Northern Virginia —
I lived in the Virginia suburbs and worked in downtown Washington, D.C., for fifteen years and no one was ever quicker to laugh at the mass hysteria and weather wimpiness that frequents this area.
But today is not that day. This is a serious storm with as much as two-feet of snow already on the ground. A hangar roof at Dulles has collapsed. Power is out for tens of thousands. Neighborhood streets are impassable.
This area simply does not have the equipment to move that much snow. You can’t just plow (at least not at airports and on dense city streets). You also have to truck the snow away. Having the capacity to handle a 100-year blizzard would not be reasonable use of ever tighter funds (and like children we Americans all want less “government,” and lower taxes, and yet can’t understand when we have fewer services).

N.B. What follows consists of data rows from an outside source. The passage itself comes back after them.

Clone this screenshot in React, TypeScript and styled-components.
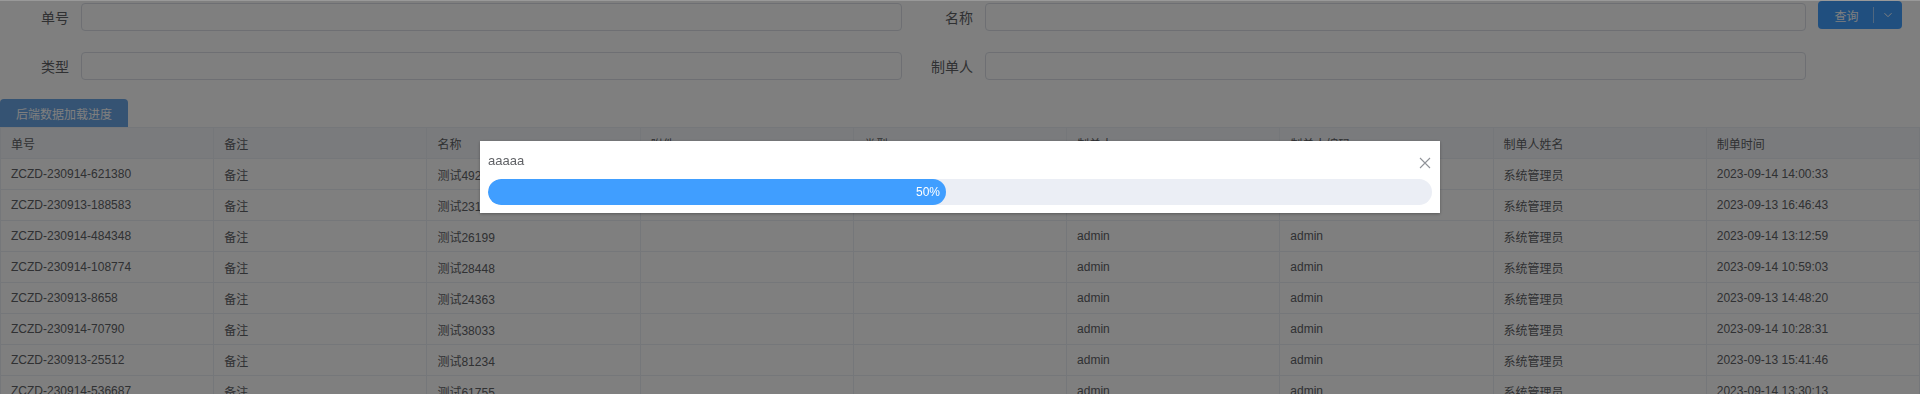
import React from "react";
import styled, { createGlobalStyle } from "styled-components";

const FONT = `"Liberation Sans", "Noto Sans CJK SC", sans-serif`;

const Global = createGlobalStyle`
  html, body { margin: 0; padding: 0; background: #fff; }
  body { font-family: ${FONT}; color: #606266; }
  * { box-sizing: border-box; }
`;

const Page = styled.div`
  width: 1920px;
  height: 394px;
  overflow: hidden;
  background: #fff;
`;

const SearchBar = styled.div`
  display: flex;
  align-items: flex-start;
  padding: 3px 18px 0 0;
`;

const FormGrid = styled.div`
  flex: 1;
  display: grid;
  grid-template-columns: 1fr 1fr;
  column-gap: 2px;
  row-gap: 21px;
`;

const FormItem = styled.div`
  display: flex;
  align-items: center;
  height: 28px;
`;

const Label = styled.label`
  width: 81px;
  flex: none;
  padding-right: 12px;
  text-align: right;
  font-size: 14px;
  color: #606266;
`;

const Input = styled.input`
  flex: 1;
  min-width: 0;
  height: 28px;
  border: 1px solid #dcdfe6;
  border-radius: 4px;
  background: #fff;
  outline: none;
`;

const SplitButton = styled.div`
  display: flex;
  align-items: center;
  width: 84px;
  height: 28px;
  margin: -2px 0 0 12px;
  background: #409eff;
  border-radius: 4px;
  color: #fff;
  font-size: 12px;
`;

const SplitMain = styled.span`
  width: 55px;
  text-align: center;
  padding-left: 2px;
`;

const SplitDivider = styled.span`
  width: 1px;
  height: 16px;
  background: rgba(255, 255, 255, 0.5);
`;

const SplitArrow = styled.span`
  flex: 1;
  display: flex;
  justify-content: center;
  align-items: center;
`;

const Toolbar = styled.div`
  display: flex;
  margin-top: 19px;
`;

const PrimaryButton = styled.button`
  height: 28px;
  width: 128px;
  border: none;
  border-radius: 4px 4px 0 0;
  background: #6aa6e6;
  color: #fff;
  font-family: ${FONT};
  font-size: 12px;
  padding: 0;
`;

const Table = styled.div`
  border-top: 1px solid #ebeef5;
  border-left: 1px solid #ebeef5;
`;

const Row = styled.div<{ $head?: boolean }>`
  display: grid;
  grid-template-columns: repeat(9, 1fr);
  background: ${(p) => (p.$head ? "#f5f7fa" : "#fff")};
`;

const Cell = styled.div`
  height: 31px;
  display: flex;
  align-items: center;
  padding: 0 10px;
  border-right: 1px solid #ebeef5;
  border-bottom: 1px solid #ebeef5;
  font-size: 12px;
  white-space: nowrap;
  overflow: hidden;
  color: #606266;
`;

const Mask = styled.div`
  position: fixed;
  inset: 0;
  background: rgba(0, 0, 0, 0.5);
  border-top: 1px solid rgba(255, 255, 255, 0.2);
`;

const Dialog = styled.div`
  position: fixed;
  top: 141px;
  left: 480px;
  width: 960px;
  background: #fff;
  box-shadow: 0 1px 3px rgba(0, 0, 0, 0.3);
  padding: 10px 8px 8px;
`;

const DialogTitle = styled.div`
  font-size: 13px;
  line-height: 20px;
  color: #606266;
  margin-bottom: 8px;
`;

const CloseButton = styled.button`
  position: absolute;
  top: 15px;
  right: 9px;
  width: 13px;
  height: 13px;
  padding: 0;
  border: none;
  background: transparent;
  display: flex;
  align-items: center;
  justify-content: center;
`;

const Track = styled.div`
  height: 26px;
  border-radius: 100px;
  background: #ebeef5;
  overflow: hidden;
`;

const Fill = styled.div`
  height: 100%;
  border-radius: 100px;
  background: #409eff;
  display: flex;
  align-items: center;
  justify-content: flex-end;
  padding-right: 6px;
  color: #fff;
  font-size: 12px;
`;

const headers = ["单号", "备注", "名称", "附件", "类型", "制单人", "制单人编码", "制单人姓名", "制单时间"];

const rows: [string, string, string][] = [
  ["ZCZD-230914-621380", "测试49213", "2023-09-14 14:00:33"],
  ["ZCZD-230913-188583", "测试23135", "2023-09-13 16:46:43"],
  ["ZCZD-230914-484348", "测试26199", "2023-09-14 13:12:59"],
  ["ZCZD-230914-108774", "测试28448", "2023-09-14 10:59:03"],
  ["ZCZD-230913-8658", "测试24363", "2023-09-13 14:48:20"],
  ["ZCZD-230914-70790", "测试38033", "2023-09-14 10:28:31"],
  ["ZCZD-230913-25512", "测试81234", "2023-09-13 15:41:46"],
  ["ZCZD-230914-536687", "测试61755", "2023-09-14 13:30:13"],
];

export default function App() {
  const percent = 50;
  return (
    <Page>
      <Global />
      <SearchBar>
        <FormGrid>
          <FormItem>
            <Label>单号</Label>
            <Input />
          </FormItem>
          <FormItem>
            <Label>名称</Label>
            <Input />
          </FormItem>
          <FormItem>
            <Label>类型</Label>
            <Input />
          </FormItem>
          <FormItem>
            <Label>制单人</Label>
            <Input />
          </FormItem>
        </FormGrid>
        <SplitButton>
          <SplitMain>查询</SplitMain>
          <SplitDivider />
          <SplitArrow>
            <svg width="10" height="10" viewBox="0 0 10 10" fill="none">
              <path d="M1.5 3.2 L5 6.7 L8.5 3.2" stroke="#fff" strokeWidth="1" />
            </svg>
          </SplitArrow>
        </SplitButton>
      </SearchBar>
      <Toolbar>
        <PrimaryButton>后端数据加载进度</PrimaryButton>
      </Toolbar>
      <Table>
        <Row $head>
          {headers.map((h) => (
            <Cell key={h}>{h}</Cell>
          ))}
        </Row>
        {rows.map(([no, name, time]) => (
          <Row key={no}>
            <Cell>{no}</Cell>
            <Cell>备注</Cell>
            <Cell>{name}</Cell>
            <Cell />
            <Cell />
            <Cell>admin</Cell>
            <Cell>admin</Cell>
            <Cell>系统管理员</Cell>
            <Cell>{time}</Cell>
          </Row>
        ))}
      </Table>
      <Mask />
      <Dialog>
        <DialogTitle>aaaaa</DialogTitle>
        <CloseButton aria-label="close">
          <svg width="12" height="12" viewBox="0 0 12 12" fill="none">
            <path d="M1 1 L11 11 M11 1 L1 11" stroke="#909399" strokeWidth="1.1" />
          </svg>
        </CloseButton>
        <Track>
          <Fill style={{ width: `calc(${percent}% - 14px)` }}>{percent}%</Fill>
        </Track>
      </Dialog>
    </Page>
  );
}
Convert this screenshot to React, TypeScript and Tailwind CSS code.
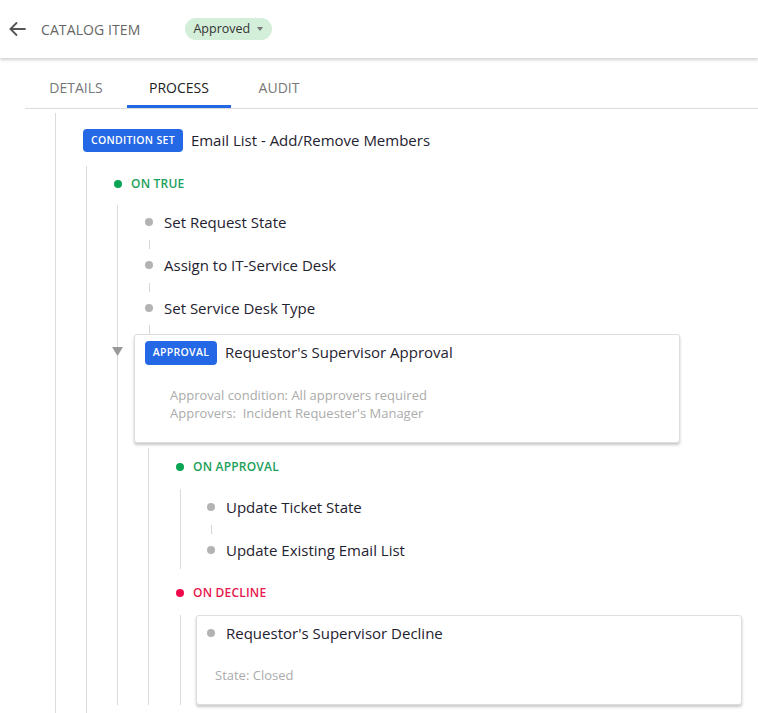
import React from "react";

const Dot = ({ color }: { color: string }) => (
  <span className={`block w-[8px] h-[8px] rounded-full shrink-0 ${color}`} />
);

function Item({ label, dotOffset }: { label: string; dotOffset: string }) {
  return (
    <div className={`flex items-center h-[24px] ${dotOffset}`}>
      <span className="block w-[8px] h-[8px] rounded-full bg-[#b3b3b3] shrink-0" />
      <span className="ml-[11px] text-[15px] leading-[24px] text-[#1f2230]">{label}</span>
    </div>
  );
}

function Connector({ left, className }: { left: string; className: string }) {
  return (
    <div className={className}>
      <div className={`${left} w-px h-[9px] bg-[#d6d6d6]`} />
    </div>
  );
}

export default function App() {
  return (
    <div className="w-[758px] h-[713px] overflow-hidden bg-white font-['Open_Sans',sans-serif] text-[#1f2230]">
      {/* Header */}
      <header className="relative z-10 h-[58px] flex items-center pl-[9px] bg-white shadow-[0_2px_3px_rgba(0,0,0,0.18)]">
        <svg width="17" height="16" viewBox="0 0 17 16" fill="none" stroke="#555" strokeWidth="1.8" strokeLinecap="round" strokeLinejoin="round">
          <path d="M16 8H1.5" />
          <path d="M7.5 2L1.5 8l6 6" />
        </svg>
        <span className="ml-[15px] text-[14px] text-[#666] tracking-[0.1px]">CATALOG ITEM</span>
        <span className="ml-[45px] h-[22px] pl-[8px] pr-[9px] flex items-center rounded-full bg-[#d3eed9] text-[12.5px] text-[#333]">
          Approved
          <svg className="ml-[7px]" width="6" height="4" viewBox="0 0 6 4">
            <path d="M0 0h6L3 4z" fill="#777" />
          </svg>
        </span>
      </header>

      {/* Tabs */}
      <nav className="ml-[25px] flex border-b border-[#dcdcdc]">
        {[
          { l: "DETAILS", a: false, w: "w-[102px]" },
          { l: "PROCESS", a: true, w: "w-[104px]" },
          { l: "AUDIT", a: false, w: "w-[96px]" },
        ].map((t) => (
          <div key={t.l} className={`${t.w} h-[50px] flex flex-col items-center`}>
            <span
              className={`mt-[20px] h-[20px] leading-[20px] text-[14px] ${
                t.a ? "text-[#222]" : "text-[#777]"
              }`}
            >
              {t.l}
            </span>
            <span className={`mt-auto h-[3px] w-full ${t.a ? "bg-[#2467e3]" : ""}`} />
          </div>
        ))}
      </nav>

      {/* Tree */}
      <div className="ml-[55px] mt-[4px] border-l border-[#dcdcdc] pt-[16px] pb-[40px]">
        <div className="flex items-center pl-[27px]">
          <span className="h-[23px] px-[8px] flex items-center rounded-[4px] bg-[#2468e5] text-white text-[10.5px] font-semibold tracking-[0.3px]">
            CONDITION SET
          </span>
          <span className="ml-[8px] text-[15px] leading-[20px] -mt-[2px]">Email List - Add/Remove Members</span>
        </div>

        <div className="ml-[30px] mt-[14px] border-l border-[#dcdcdc] pt-[8px] pb-[40px]">
          <div className="flex items-center h-[20px] pl-[27px]">
            <Dot color="bg-[#0aa454]" />
            <span className="ml-[9px] text-[12px] font-semibold text-[#1ba05a] tracking-[0.2px]">ON TRUE</span>
          </div>

          <div className="ml-[30px] mt-[11px] border-l border-[#dcdcdc] pt-[5px]">
            <Item label="Set Request State" dotOffset="pl-[27px]" />
            <Connector left="ml-[31px]" className="h-[19px] pt-[6px]" />
            <Item label="Assign to IT-Service Desk" dotOffset="pl-[27px]" />
            <Connector left="ml-[31px]" className="h-[19px] pt-[6px]" />
            <Item label="Set Service Desk Type" dotOffset="pl-[27px]" />
            <Connector left="ml-[31px]" className="h-[14px] pt-[5px]" />

            {/* Approval card */}
            <div className="relative pl-[16px]">
              <svg className="absolute left-[-6px] top-[13px]" width="11" height="9" viewBox="0 0 11 9">
                <rect x="0" y="-3" width="11" height="12" fill="white" />
                <path d="M0 0h11L5.5 9z" fill="#9a9a9a" />
              </svg>
              <div className="w-[546px] border border-[#dedede] rounded-[3px] bg-white shadow-[0_2px_3px_rgba(0,0,0,0.22)] pt-[6px] pb-[20px]">
                <div className="flex items-center pl-[10px]">
                  <span className="h-[24px] w-[72px] flex items-center justify-center rounded-[4px] bg-[#2468e5] text-white text-[10.5px] font-semibold tracking-[0.3px]">
                    APPROVAL
                  </span>
                  <span className="ml-[8px] text-[15px] leading-[20px] -mt-[2px]">Requestor's Supervisor Approval</span>
                </div>
                <div className="mt-[21px] pl-[35px] text-[13px] leading-[18px] text-[#ababab]">
                  <div>Approval condition: All approvers required</div>
                  <div>Approvers:&nbsp; Incident Requester's Manager</div>
                </div>
              </div>
            </div>

            {/* Approval children */}
            <div className="ml-[30px] mt-[5px] border-l border-[#dcdcdc] pt-[9px]">
              <div className="flex items-center h-[20px] pl-[27px]">
                <Dot color="bg-[#0aa454]" />
                <span className="ml-[9px] text-[12px] font-semibold text-[#1ba05a] tracking-[0.2px]">ON APPROVAL</span>
              </div>
              <div className="ml-[31px] mt-[12px] border-l border-[#dcdcdc] pt-[6px] pb-[7px]">
                <Item label="Update Ticket State" dotOffset="pl-[26px]" />
                <Connector left="ml-[30px]" className="h-[19px] pt-[6px]" />
                <Item label="Update Existing Email List" dotOffset="pl-[26px]" />
              </div>

              <div className="flex items-center h-[20px] pl-[27px] mt-[14px]">
                <Dot color="bg-[#f00a4b]" />
                <span className="ml-[9px] text-[12px] font-semibold text-[#e8174f] tracking-[0.2px]">ON DECLINE</span>
              </div>
              <div className="ml-[31px] mt-[12px] border-l border-[#dcdcdc] pl-[15px]">
                <div className="w-[546px] border border-[#dedede] rounded-[3px] bg-white shadow-[0_2px_3px_rgba(0,0,0,0.22)] pt-[5px] pb-[20px]">
                  <Item label="Requestor's Supervisor Decline" dotOffset="pl-[10px]" />
                  <div className="mt-[21px] pl-[18px] text-[13px] leading-[18px] text-[#ababab]">State: Closed</div>
                </div>
              </div>
            </div>
          </div>
        </div>
      </div>
    </div>
  );
}
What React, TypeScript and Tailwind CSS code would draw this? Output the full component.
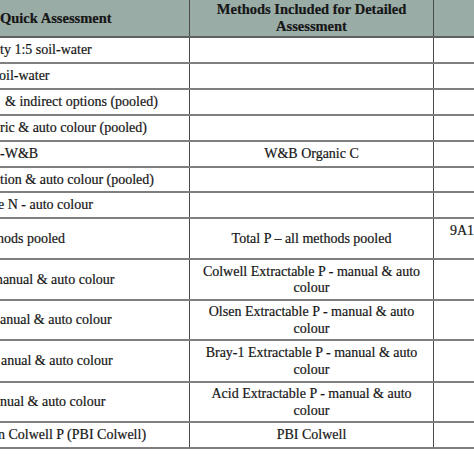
import React from "react";

type Row = {
  h: string;
  c1: string;
  c1cls?: string;
  c2?: string;
  c3?: string;
};

const rows: Row[] = [
  { h: "h-[26px]", c1: "ty 1:5 soil-water" },
  { h: "h-[26px]", c1: "oil-water", c1cls: "-ml-[1px]" },
  { h: "h-[26px]", c1: "& indirect options (pooled)", c1cls: "ml-[5px]" },
  { h: "h-[26px]", c1: "ric & auto colour (pooled)" },
  { h: "h-[26px]", c1: "-W&B", c2: "W&B Organic C" },
  { h: "h-[25px]", c1: "tion & auto colour (pooled)" },
  { h: "h-[26px]", c1: "e N - auto colour", c1cls: "-ml-[2px]" },
  { h: "h-[41px]", c1: "hods pooled", c1cls: "-ml-[3px]", c2: "Total P – all methods pooled", c3: "9A1" },
  { h: "h-[41px]", c1: "manual & auto colour", c1cls: "-ml-[8px]", c2: "Colwell Extractable P - manual & auto colour" },
  { h: "h-[40px]", c1: "anual & auto colour", c2: "Olsen Extractable P - manual & auto colour" },
  { h: "h-[42px]", c1: "anual & auto colour", c1cls: "ml-[1px]", c2: "Bray-1 Extractable P - manual & auto colour" },
  { h: "h-[40px]", c1: "nual & auto colour", c2: "Acid Extractable P - manual & auto colour" },
  { h: "h-[26px]", c1: "n Colwell P (PBI Colwell)", c1cls: "-ml-[2px]", c2: "PBI Colwell" },
];

export default function App() {
  return (
    <div
      className="w-[474px] h-[474px] overflow-hidden bg-white text-[#161616] [-webkit-text-stroke:0.2px_#161616]"
      style={{ fontFamily: '"Liberation Serif", "Times New Roman", serif' }}
    >
      <div className="w-[560px]">
        <div className="flex h-[38px] bg-[#9aaca6] border-b-2 border-[#5f5f5f] text-[14.5px] font-bold leading-[17px]">
          <div className="w-[190px] shrink-0 flex items-center border-r border-[#4a4a4a] whitespace-nowrap overflow-hidden">
            <span>Quick Assessment</span>
          </div>
          <div className="w-[244px] shrink-0 flex items-center justify-center text-center border-r border-[#4a4a4a] px-2">
            <span>Methods Included for Detailed Assessment</span>
          </div>
          <div className="flex-1" />
        </div>
        {rows.map((r, i) => (
          <div
            key={i}
            className={`flex ${r.h} border-b-2 border-[#7f7f7f] text-[14px] leading-[16.5px]`}
          >
            <div className="w-[190px] shrink-0 flex items-center pt-[1px] border-r border-[#4a4a4a] whitespace-nowrap overflow-hidden">
              <span className={r.c1cls}>{r.c1}</span>
            </div>
            <div className="w-[244px] shrink-0 flex items-center justify-center text-center pt-[1px] border-r border-[#4a4a4a] px-[10px]">
              {r.c2 ? <span>{r.c2}</span> : null}
            </div>
            <div className="flex-1 flex items-start pt-[4px] pl-[16px] whitespace-nowrap">
              {r.c3 ? <span>{r.c3}</span> : null}
            </div>
          </div>
        ))}
      </div>
    </div>
  );
}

Yes, the snow will melt and the world will return to whatever normal is. But not soon.
I’m so nervous about where the plows will eventually put the snow on our street. Before this storm, we still had snow at the end of our driveway from the December storm. If they push all the street’s snow to the end of our driveway again, we won’t be able to get out until April!
Here’s the view in Baltimore Ken.
I grew up in Northern Virginia (Falls Church/Arlington). The whole DC area freaks out when they get 3 inches of snow; I don’t know how they’ll survive 3 feet.